Since you're accepting an expression, you're going to use the match statement on the full expression and then create a case branch for each of the possible expressions you might have:
And expression;Or expression; orNot expression.The structure of the code looks like this:
def evaluate(expression: Expr, assignments: dict[str, bool]) -> bool:
match expression:
case Var(): pass
case And(): pass
case Or(): pass
case Not(): pass
The trick here is realising that you're using Expr as the type of the argument but really, you always expect the argument to be an instance of one of the subclasses of Expr, and not a direct Expr instance.
However, to make sure you don't trip on a weird bug later on, and because this matching is supposed to be exhaustive β you're supposed to have one case for each subclass of Expr β you can defend yourself by including a catch-all pattern that raises an error.
When I'm being lazy, I just raise a RuntimeError:
def evaluate(expression: Expr, assignments: dict[str, bool]) -> bool:
match expression:
case Var(): pass
case And(): pass
case Or(): pass
case Not(): pass
case _:
raise RuntimeError(
f"Couldn't evaluate expression of type {type(expression)}."
)
Now, it's just a matter of implementing the evaluation logic.
In the case of a variable, all you have to do is fetch the variable value from the corresponding dictionary.
However, to make it more convenient to access the attribute name of an instance of Var, you can add the variable name inside the case Var() statement to capture the name directly:
def evaluate(expression: Expr, assignments: dict[str, bool]) -> bool:
match expression:
case Var(name):
return assignments[name]
...
The call evaluate(Var("A"), {"A": True}) will now produce the value True.
To implement the evaluation of And and Or formulas, you can use a variable to capture the attribute exprs and then use the built-ins and and any, respectively, to evaluate the subexpressions.
It is at this point that the recursion comes in, since the subexpressions contained in exprs are, themselves, expressions of the type Expr.
This means you can reuse the function evaluate to evaluate them:
def evaluate(expression: Expr, assignments: dict[str, bool]) -> bool:
match expression:
case Var(name):
return assignments[name]
case And(exprs):
return all(evaluate(sub, assignments) for sub in exprs)
case Or(exprs):
return any(evaluate(sub, assignments) for sub in exprs)
...
You can try calling evaluate to check that it's working alright1:
expr = Or(
[
And([Var("A"), Var("B"), Var("C")]),
And([Var("D"), Var("E")]),
And([Var("F")]),
]
)
assignments = dict.fromkeys("ABCDEF", False) # Set all keys to False.
assignments["F"] = True # Set only F to True.

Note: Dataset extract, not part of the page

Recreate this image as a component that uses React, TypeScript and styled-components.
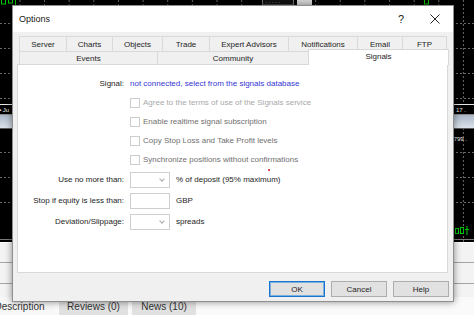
import styled, { createGlobalStyle } from 'styled-components'

const GlobalStyle = createGlobalStyle`
  html, body {
    margin: 0;
    padding: 0;
    background: #000;
    overflow: hidden;
  }
  body {
    font-family: 'Liberation Sans', Arial, sans-serif;
  }
`

const topTabs: [string, number][] = [
  ['Server', 47],
  ['Charts', 46],
  ['Objects', 50],
  ['Trade', 47],
  ['Expert Advisors', 79],
  ['Notifications', 69],
  ['Email', 45],
  ['FTP', 45],
]

const lowerTabs: [string, number, boolean][] = [
  ['Events', 138, false],
  ['Community', 151, false],
  ['Signals', 141, true],
]

const checkRows = [
  { text: 'Agree to the terms of use of the Signals service', faint: true },
  { text: 'Enable realtime signal subscription', faint: false },
  { text: 'Copy Stop Loss and Take Profit levels', faint: false },
  { text: 'Synchronize positions without confirmations', faint: false },
]

const ChartDrawing = () => (
  <svg width={474} height={242} viewBox="0 0 474 242">
    <defs>
      <pattern id="vgrid" x="19.4" y="0" width="24.64" height="4" patternUnits="userSpaceOnUse">
        <rect x="0" y="0" width="1" height="2" fill="#6a6a6a" />
      </pattern>
      <pattern id="hdots" x="0" y="0" width="4" height="1" patternUnits="userSpaceOnUse">
        <rect width="2" height="1" fill="#6a6a6a" />
      </pattern>
      <linearGradient id="band" x1="0" y1="0" x2="0" y2="1">
        <stop offset="0" stopColor="#aab6c6" />
        <stop offset="1" stopColor="#dbe2ea" />
      </linearGradient>
    </defs>
    <rect width="474" height="242" fill="#000" />
    <rect x="0" y="0" width="474" height="104" fill="url(#vgrid)" />
    <rect x="0" y="129" width="474" height="113" fill="url(#vgrid)" />
    {[23, 48, 73, 98, 152, 177, 202].map((y) => (
      <rect key={y} x="0" y={y} width="474" height="1" fill="url(#hdots)" />
    ))}

    {/* top pane candles and labels */}
    <g stroke="#00c800" fill="none" strokeWidth="1">
      <rect x="1.5" y="-2" width="4" height="6" />
      <rect x="8.5" y="-3" width="4" height="6" />
      <line x1="15.5" y1="0" x2="15.5" y2="5" />
      <rect x="424.5" y="-3" width="4" height="7" />
    </g>
    <rect x="262.5" y="-1" width="31" height="6" fill="#111" stroke="#777" />
    <text x="266" y="3.5" fontSize="5" fill="#ddd" fontFamily="Liberation Sans, Arial, sans-serif">· · · · ·</text>
    <rect x="297" y="-1" width="15" height="7" fill="#d6d6d6" />

    {/* time axis separator */}
    <rect x="0" y="104" width="474" height="1" fill="#e6e6e6" />
    <text x="-1" y="112" fontSize="6" fill="#f0f0f0" fontFamily="Liberation Sans, Arial, sans-serif">
      ▪ Ju
    </text>
    <text x="456" y="112" fontSize="6" fill="#f0f0f0" fontFamily="Liberation Sans, Arial, sans-serif">
      17 .
    </text>
    <rect x="0" y="114" width="474" height="1" fill="#8a8a8a" />
    <rect x="0" y="115" width="474" height="13" fill="url(#band)" />
    <rect x="0" y="128" width="474" height="1" fill="#5c5c5c" />

    {/* lower pane */}
    <text x="452" y="141" fontSize="6" fill="#f0f0f0" fontFamily="Liberation Sans, Arial, sans-serif">
      .799 .
    </text>
    <g stroke="#00c800" fill="none" strokeWidth="1">
      <rect x="455.5" y="228.5" width="3" height="5" />
      <rect x="460.5" y="227.5" width="3" height="6" />
      <line x1="467" y1="226" x2="467" y2="235" />
      <line x1="465" y1="229.5" x2="469" y2="229.5" />
    </g>
    <rect x="0" y="239" width="474" height="1" fill="#7a7a7a" />
  </svg>
)

const CloseIcon = () => (
  <svg width="10" height="10" viewBox="0 0 10 10">
    <path d="M0.5 0.5 L9.5 9.5 M9.5 0.5 L0.5 9.5" stroke="#222" strokeWidth="1" fill="none" />
  </svg>
)

export default function App() {
  return (
    <Screen>
      <GlobalStyle />
      <ChartArea>
        <ChartDrawing />
      </ChartArea>
      <Terminal>
        <TerminalRow $h={19} />
        <TerminalRow $h={20} />
        <TerminalRow $h={13} />
      </Terminal>
      <BottomTabs>
        <BottomTab $active $w={71}>Description</BottomTab>
        <BottomTab $w={69}>Reviews (0)</BottomTab>
        <BottomTab $w={64}>News (10)</BottomTab>
      </BottomTabs>

      <Dialog>
        <TitleBar>
          <Title>Options</Title>
          <TitleButtons>
            <HelpMark>?</HelpMark>
            <CloseButton>
              <CloseIcon />
            </CloseButton>
          </TitleButtons>
        </TitleBar>

        <Body>
          <TabStrip>
            <TabRow $h={15}>
              {topTabs.map(([label, w]) => (
                <Tab key={label} $w={w}>
                  {label}
                </Tab>
              ))}
            </TabRow>
            <TabRow $h={13}>
              {lowerTabs.map(([label, w, selected]) => (
                <Tab key={label} $w={w} $selected={selected}>
                  {label}
                </Tab>
              ))}
            </TabRow>
          </TabStrip>

          <Panel>
            <Row $h={19}>
              <Label>Signal:</Label>
              <Link>not connected, select from the signals database</Link>
            </Row>
            {checkRows.map((r) => (
              <Row key={r.text} $h={19}>
                <Label />
                <CheckBox />
                <CheckText $faint={r.faint}>{r.text}</CheckText>
              </Row>
            ))}
            <Row $h={21}>
              <Label>Use no more than:</Label>
              <Field>
                <Chevron />
              </Field>
              <Suffix>% of deposit (95% maximum)</Suffix>
            </Row>
            <Row $h={21}>
              <Label>Stop if equity is less than:</Label>
              <Field />
              <Suffix>GBP</Suffix>
            </Row>
            <Row $h={21}>
              <Label>Deviation/Slippage:</Label>
              <Field>
                <Chevron />
              </Field>
              <Suffix>spreads</Suffix>
            </Row>
            <RedDot />
          </Panel>

          <ButtonRow>
            <Button $primary>OK</Button>
            <Button>Cancel</Button>
            <Button>Help</Button>
          </ButtonRow>
        </Body>
      </Dialog>
    </Screen>
  )
}

const Screen = styled.div`
  position: relative;
  width: 474px;
  height: 315px;
  overflow: hidden;
  background: #000;
  display: flex;
  flex-direction: column;
`

const ChartArea = styled.div`
  height: 242px;
  flex: none;

  svg {
    display: block;
  }
`

const Terminal = styled.div`
  flex: none;
  height: 55px;
  background: #f0f0f0;
  border-top: 1px solid #fff;
  box-sizing: border-box;
`

const TerminalRow = styled.div<{ $h: number }>`
  height: ${(p) => p.$h}px;
  border-bottom: 1px solid #a4a4a4;
  background: #f3f3f3;
`

const BottomTabs = styled.div`
  flex: 1;
  display: flex;
  gap: 4px;
  margin-left: -16px;
  background: #fafafa;
`

const BottomTab = styled.div<{ $w: number; $active?: boolean }>`
  width: ${(p) => p.$w}px;
  flex: none;
  overflow: hidden;
  display: flex;
  align-items: center;
  justify-content: center;
  box-sizing: border-box;
  font-size: 10px;
  color: #333;
  background: ${(p) => (p.$active ? '#f7f7f7' : '#e1e1e1')};
  white-space: nowrap;
`

const Dialog = styled.div`
  position: absolute;
  left: 12px;
  top: 5px;
  width: 442px;
  height: 297px;
  box-sizing: border-box;
  border: 1px solid #8f8f8f;
  background: #f0f0f0;
  box-shadow: 0 0 7px rgba(0, 0, 0, 0.45);
  display: flex;
  flex-direction: column;
`

const TitleBar = styled.div`
  height: 26px;
  flex: none;
  background: #fff;
  display: flex;
  align-items: center;
  justify-content: space-between;
  padding-left: 6px;
`

const Title = styled.div`
  font-size: 9px;
  color: #1a1a1a;
`

const TitleButtons = styled.div`
  display: flex;
  align-items: center;
  height: 100%;
`

const HelpMark = styled.div`
  width: 34px;
  text-align: center;
  font-size: 11px;
  color: #222;
`

const CloseButton = styled.div`
  width: 34px;
  height: 100%;
  display: flex;
  align-items: center;
  justify-content: center;
  margin-right: 1px;
`

const Body = styled.div`
  flex: 1;
  display: flex;
  flex-direction: column;
  padding: 4px 5px 0 4px;
`

const TabStrip = styled.div`
  margin-left: 2px;
  display: flex;
  flex-direction: column;
`

const TabRow = styled.div<{ $h: number }>`
  display: flex;
  align-items: flex-start;
  height: ${(p) => p.$h}px;
`

const Tab = styled.div<{ $w: number; $selected?: boolean }>`
  position: relative;
  z-index: ${(p) => (p.$selected ? 1 : 0)};
  width: ${(p) => p.$w}px;
  height: ${(p) => (p.$selected ? 'calc(100% + 3px)' : '100%')};
  margin-top: ${(p) => (p.$selected ? '-2px' : '0')};
  padding-bottom: ${(p) => (p.$selected ? '3px' : '0')};
  flex: none;
  box-sizing: border-box;
  border-top: 1px solid #d9d9d9;
  border-left: 1px solid #d9d9d9;
  background: ${(p) => (p.$selected ? '#fff' : '#f0f0f0')};
  display: flex;
  align-items: center;
  justify-content: center;
  font-size: 8px;
  color: #1e1e1e;
  white-space: nowrap;

  &:last-child {
    border-right: 1px solid #d9d9d9;
  }
`

const Panel = styled.div`
  position: relative;
  height: 209px;
  flex: none;
  box-sizing: border-box;
  background: #fff;
  border: 1px solid #d9d9d9;
  padding-top: 9px;
`

const Row = styled.div<{ $h: number }>`
  height: ${(p) => p.$h}px;
  display: flex;
  align-items: center;
  font-size: 8px;
`

const Label = styled.div`
  width: 106px;
  margin-right: 6px;
  flex: none;
  text-align: right;
  color: #1e1e1e;
`

const Link = styled.div`
  color: #3535d4;
`

const CheckBox = styled.div`
  width: 10px;
  height: 10px;
  box-sizing: border-box;
  border: 1px solid #cdcdcd;
  background: #fff;
  flex: none;
`

const CheckText = styled.div<{ $faint: boolean }>`
  margin-left: 3px;
  color: ${(p) => (p.$faint ? '#a9a9a9' : '#707070')};
`

const Field = styled.div`
  position: relative;
  width: 40px;
  height: 16px;
  box-sizing: border-box;
  border: 1px solid #cfcfcf;
  background: #fff;
  flex: none;
`

const Chevron = styled.div`
  position: absolute;
  right: 5px;
  top: 4px;
  width: 3px;
  height: 3px;
  border-right: 1px solid #a8a8a8;
  border-bottom: 1px solid #a8a8a8;
  transform: rotate(45deg);
`

const Suffix = styled.div`
  margin-left: 6px;
  color: #1e1e1e;
`

const RedDot = styled.div`
  position: absolute;
  left: 250px;
  top: 104px;
  width: 2px;
  height: 2px;
  border-radius: 1px;
  background: #d01818;
`

const ButtonRow = styled.div`
  display: flex;
  justify-content: flex-end;
  gap: 6px;
  margin-top: 8px;
  margin-right: -1px;
`

const Button = styled.div<{ $primary?: boolean }>`
  width: 56px;
  height: 16px;
  box-sizing: border-box;
  border: 1px solid ${(p) => (p.$primary ? '#1a73cc' : '#adadad')};
  box-shadow: ${(p) => (p.$primary ? 'inset 0 0 0 1px rgba(0, 120, 215, 0.45)' : 'none')};
  background: #e1e1e1;
  display: flex;
  align-items: center;
  justify-content: center;
  font-size: 8px;
  color: #1e1e1e;
`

print(evaluate(expr, assignments)) # True
Next up, and to conclude the evaluation of expressions, you have to implement the evaluation of Not formulas.
To evaluate an expression of the type Not(expr), you just have to negate the evaluation of the subexpression expr:
def evaluate(expression: Expr, assignments: dict[str, bool]) -> bool:
match expression:
case Var(name):
return assignments[name]
case And(exprs):
return all(evaluate(sub, assignments) for sub in exprs)
case Or(exprs):
return any(evaluate(sub, assignments) for sub in exprs)
case Not(expr): # <--
return not evaluate(expr, assignments)
case _:
raise RuntimeError(
f"Couldn't evaluate expression of type {type(expression)}."
)
Suppose you're working with a larger expression now. Something like this:
large_expr = Or([
Not(
And([
Var("v01"),
Not(Var("v02")),
])
),
Or([
Var("v03"),
Not(Var("v04")),
])
])
Because all classes being used are dataclasses, you can print your expression and the information printed will be informative... But it will be messy:
print(large_expr)
Or(exprs=[Not(expr=And(exprs=[Var(name='v01'), Not(expr=Var(name='v02'))])), Or(exprs=[Var(name='v03'), Not(expr=Var(name='v04'))])])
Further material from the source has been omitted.